Material for this exercise>
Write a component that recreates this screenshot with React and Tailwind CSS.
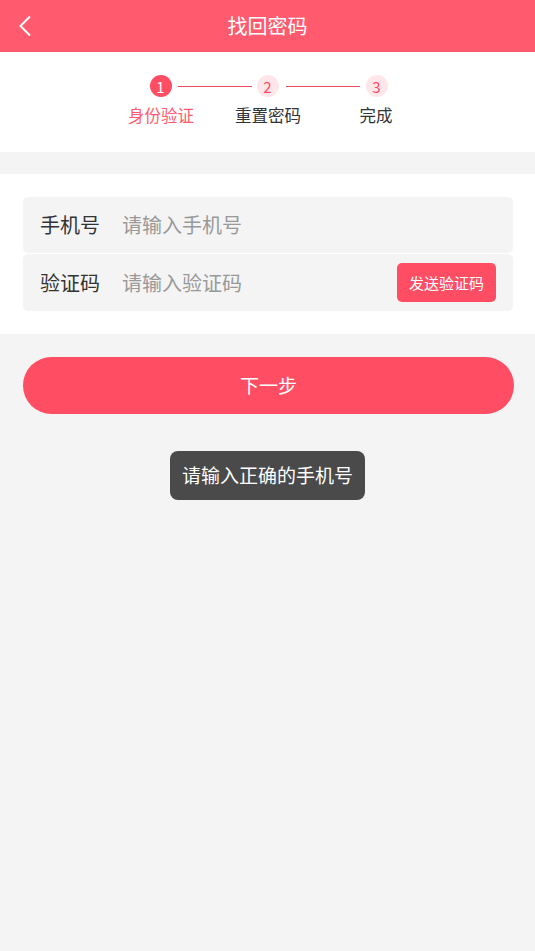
import React from "react";

const font = { fontFamily: '"Noto Sans CJK SC", "Noto Sans", sans-serif' };

function Circle({ n, active }) {
  return (
    <div
      className={
        "w-[22px] h-[22px] rounded-full flex items-center justify-center text-[15px] leading-none " +
        (active ? "bg-[#ff4d63] text-white" : "bg-[#ffe6ea] text-[#ff4d63]")
      }
    >
      {n}
    </div>
  );
}

export default function App() {
  return (
    <div className="w-[535px] h-[951px] bg-[#f4f4f4] flex flex-col" style={font}>
      {/* header */}
      <div className="h-[52px] bg-[#ff5a6e] flex items-center px-[18px]">
        <svg width="14" height="22" viewBox="0 0 14 22" className="shrink-0">
          <path d="M12 1.5 L2.5 11 L12 20.5" fill="none" stroke="#fff" strokeWidth="2" />
        </svg>
        <div className="flex-1 text-center text-white text-[20px] leading-none mr-[14px]">找回密码</div>
      </div>

      {/* steps */}
      <div className="h-[100px] bg-white flex flex-col items-center pt-[23px]">
        <div className="flex items-center ml-[2px]">
          <Circle n="1" active />
          <div className="ml-[6px] mr-[5px] w-[74px] h-px bg-[#f04a5c]" />
          <Circle n="2" />
          <div className="ml-[7px] mr-[6px] w-[74px] h-px bg-[#f04a5c]" />
          <Circle n="3" />
        </div>
        <div className="flex mt-[8px] text-[16.5px] leading-[20px] ml-[2px]">
          <div className="w-[100px] text-center text-[#ff5a6e]">身份验证</div>
          <div className="w-[100px] ml-[7px] text-center text-[#333]">重置密码</div>
          <div className="w-[100px] ml-[8px] text-center text-[#333]">完成</div>
        </div>
      </div>

      {/* form */}
      <div className="mt-[22px] bg-white pl-[23px] pr-[22px] pt-[23px] pb-[23px] flex flex-col gap-[1px]">
        <div className="h-[56px] bg-[#f4f4f4] rounded-[5px] flex items-center pl-[17px] text-[20px]">
          <span className="text-[#333] w-[82px]">手机号</span>
          <span className="text-[#999]">请输入手机号</span>
        </div>
        <div className="h-[57px] bg-[#f4f4f4] rounded-[5px] flex items-center pl-[17px] pr-[17px] text-[20px]">
          <span className="text-[#333] w-[82px]">验证码</span>
          <span className="text-[#999] flex-1">请输入验证码</span>
          <button className="w-[99px] h-[39px] rounded-[5px] bg-[#ff4d63] text-white text-[15px] leading-none">
            发送验证码
          </button>
        </div>
      </div>

      {/* next */}
      <div className="pl-[23px] pr-[21px] pt-[23px]">
        <button className="w-full h-[57px] rounded-full bg-[#ff4d63] text-white text-[19px]">下一步</button>
      </div>

      {/* toast */}
      <div className="flex justify-center mt-[37px]">
        <div className="h-[49px] px-[12px] rounded-[8px] bg-[#4a4a4a] text-white text-[19px] flex items-center">
          请输入正确的手机号
        </div>
      </div>
    </div>
  );
}
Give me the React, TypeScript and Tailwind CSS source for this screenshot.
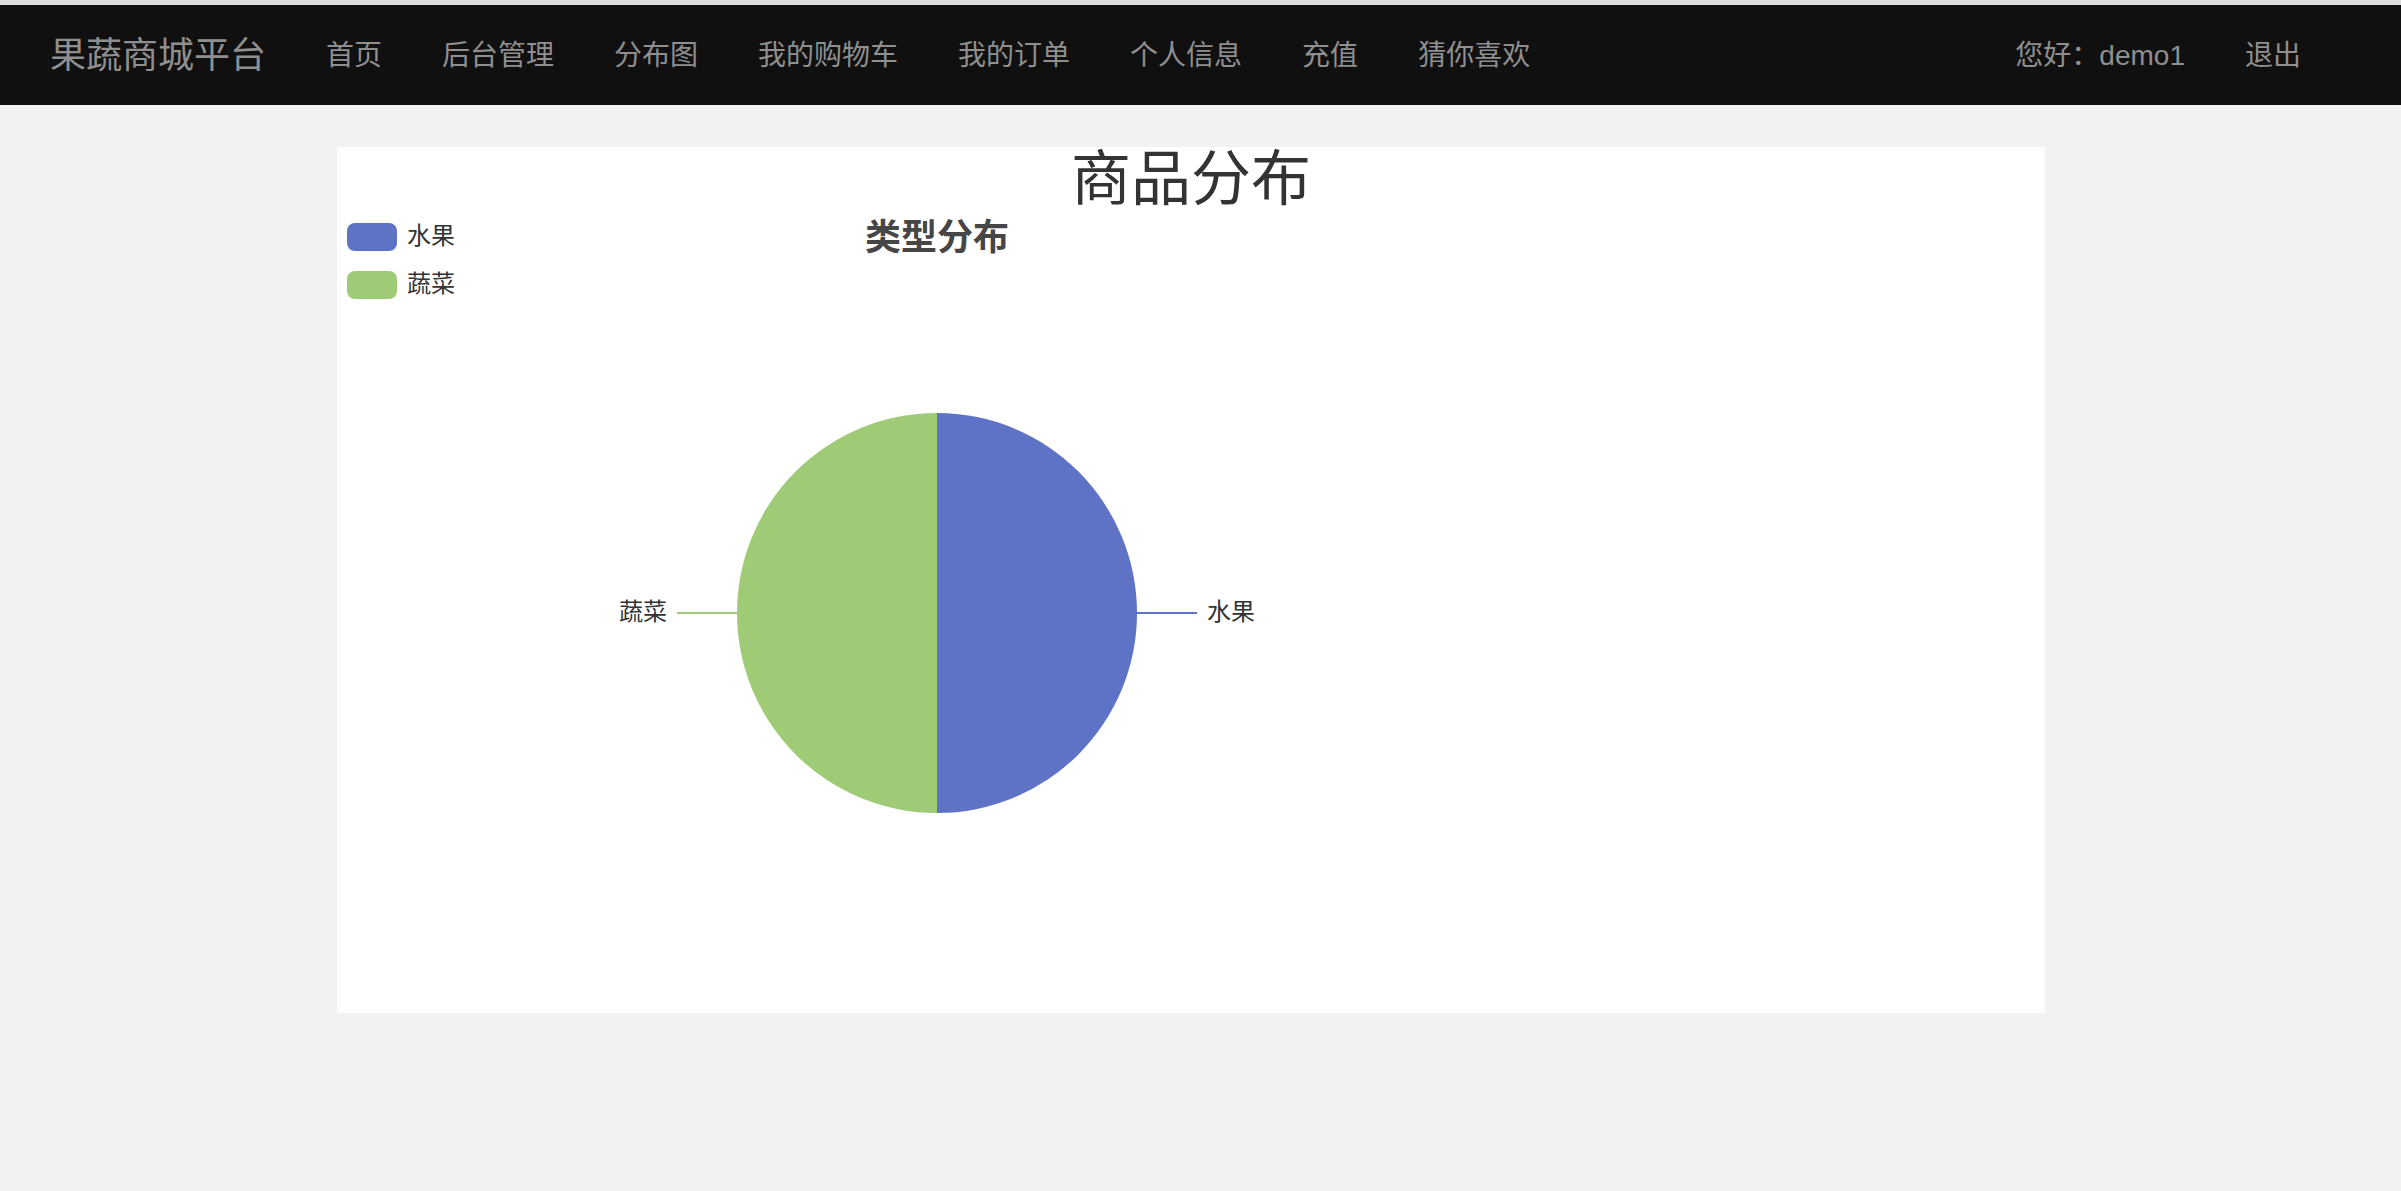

Aim of the exercise>
Omit the pictures and restate the rest of the records verbatim.

Correct answer>
Write a component that recreates this screenshot with React and Tailwind CSS.
import React from "react";

const font = { fontFamily: '"Noto Sans CJK SC", "Noto Sans", sans-serif' };

function Circle({ n, active }) {
  return (
    <div
      className={
        "w-[22px] h-[22px] rounded-full flex items-center justify-center text-[15px] leading-none " +
        (active ? "bg-[#ff4d63] text-white" : "bg-[#ffe6ea] text-[#ff4d63]")
      }
    >
      {n}
    </div>
  );
}

export default function App() {
  return (
    <div className="w-[535px] h-[951px] bg-[#f4f4f4] flex flex-col" style={font}>
      {/* header */}
      <div className="h-[52px] bg-[#ff5a6e] flex items-center px-[18px]">
        <svg width="14" height="22" viewBox="0 0 14 22" className="shrink-0">
          <path d="M12 1.5 L2.5 11 L12 20.5" fill="none" stroke="#fff" strokeWidth="2" />
        </svg>
        <div className="flex-1 text-center text-white text-[20px] leading-none mr-[14px]">找回密码</div>
      </div>

      {/* steps */}
      <div className="h-[100px] bg-white flex flex-col items-center pt-[23px]">
        <div className="flex items-center ml-[2px]">
          <Circle n="1" active />
          <div className="ml-[6px] mr-[5px] w-[74px] h-px bg-[#f04a5c]" />
          <Circle n="2" />
          <div className="ml-[7px] mr-[6px] w-[74px] h-px bg-[#f04a5c]" />
          <Circle n="3" />
        </div>
        <div className="flex mt-[8px] text-[16.5px] leading-[20px] ml-[2px]">
          <div className="w-[100px] text-center text-[#ff5a6e]">身份验证</div>
          <div className="w-[100px] ml-[7px] text-center text-[#333]">重置密码</div>
          <div className="w-[100px] ml-[8px] text-center text-[#333]">完成</div>
        </div>
      </div>

      {/* form */}
      <div className="mt-[22px] bg-white pl-[23px] pr-[22px] pt-[23px] pb-[23px] flex flex-col gap-[1px]">
        <div className="h-[56px] bg-[#f4f4f4] rounded-[5px] flex items-center pl-[17px] text-[20px]">
          <span className="text-[#333] w-[82px]">手机号</span>
          <span className="text-[#999]">请输入手机号</span>
        </div>
        <div className="h-[57px] bg-[#f4f4f4] rounded-[5px] flex items-center pl-[17px] pr-[17px] text-[20px]">
          <span className="text-[#333] w-[82px]">验证码</span>
          <span className="text-[#999] flex-1">请输入验证码</span>
          <button className="w-[99px] h-[39px] rounded-[5px] bg-[#ff4d63] text-white text-[15px] leading-none">
            发送验证码
          </button>
        </div>
      </div>

      {/* next */}
      <div className="pl-[23px] pr-[21px] pt-[23px]">
        <button className="w-full h-[57px] rounded-full bg-[#ff4d63] text-white text-[19px]">下一步</button>
      </div>

      {/* toast */}
      <div className="flex justify-center mt-[37px]">
        <div className="h-[49px] px-[12px] rounded-[8px] bg-[#4a4a4a] text-white text-[19px] flex items-center">
          请输入正确的手机号
        </div>
      </div>
    </div>
  );
}
Give me the React, TypeScript and Tailwind CSS source for this screenshot.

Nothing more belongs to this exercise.